The regents say it fulfilled its duty under the notice of cure because “there were no more ‘sit-down’ protests inside the branch” after receipt of the Jan. 13 letter.
“After the bank’s letter of January 13, 2012, student protesters began to occupy the hallway immediately outside the branch to protest the bank’s presence on the UC Davis campus,” according to the complaint.
“As a public employer, the regents has no ability to curtail the exercise of First Amendment rights by students, faculty, or staff,” the regents added. “However, the regents asked for the bank’s assistance and collaboration in addressing the problems created by the protesters. The bank refused to cooperate. For example, in an effort to gather evidence to prosecute the protesters, the police asked to interview bank employees, but the bank employees were instructed by their superiors to not cooperate with the police.
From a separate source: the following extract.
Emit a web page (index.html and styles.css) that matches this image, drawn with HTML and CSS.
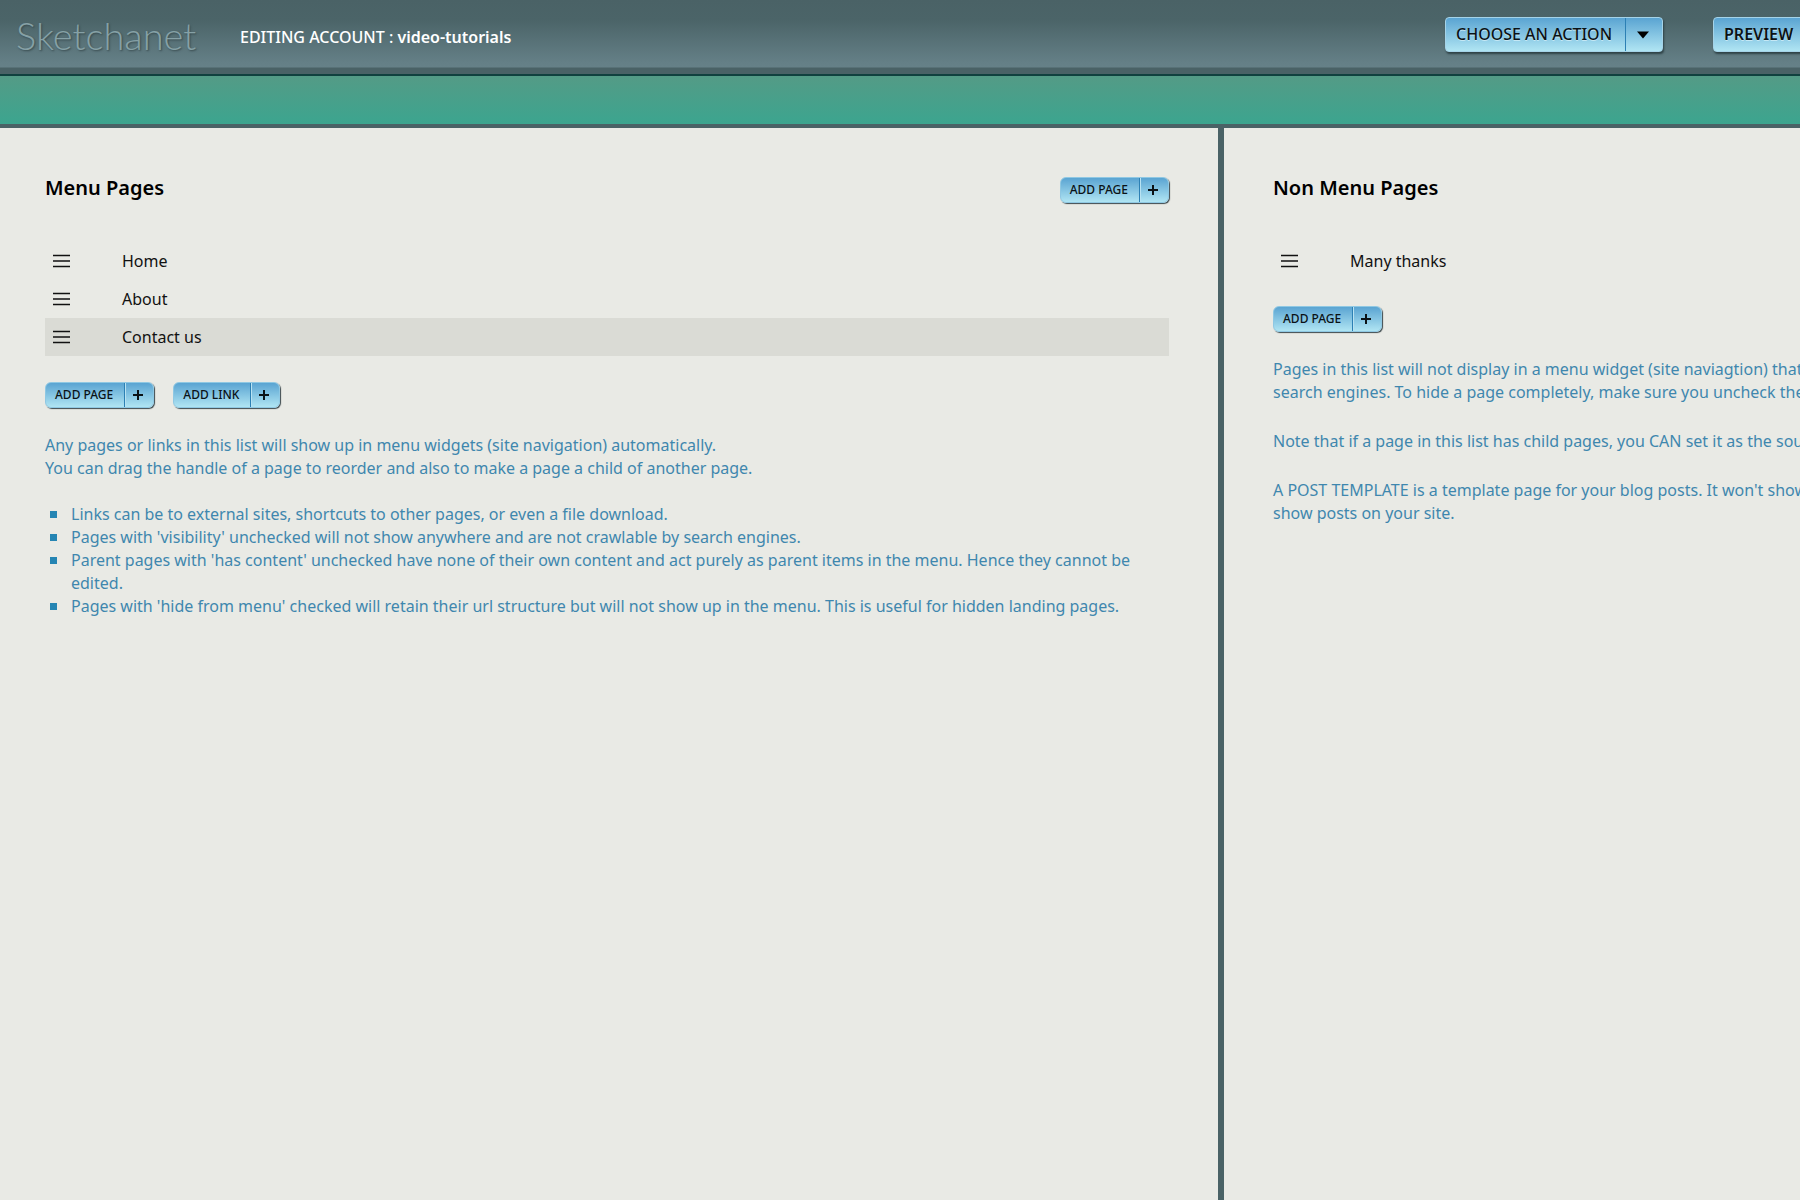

The bank has also failed to follow through on the regents’ request for a coordinated public relations initiative; refused the regents’ request to engage in mediation with student protesters; and has refused to exercise any civil remedies against the offending protesters, such as restraining orders or injunctions, that were available to the bank, which had accepted responsibility under the lease for security measures at the premises.”
Since the subsequent protests did not amount to trespassing, the regents says the bank should have provided it with a new alleged notice of default.
“The student protests outside the branch are acts of force majeure, similar to a strike or other civil disturbance,” according to the complaint. “The lease does not contain a clause that would relieve the bank of its contractual obligations during the occurrence of force majeure events, as do some of the other financial services agreements.”
Claiming that the bank has repudiated its obligations under the lease and financial services agreements, the regents says it deserves compensation for damages and should be “excused from further performance of further obligations under the agreements.”
It is represented by J. Daniel Sharp of Crowell & Moring in San Francisco.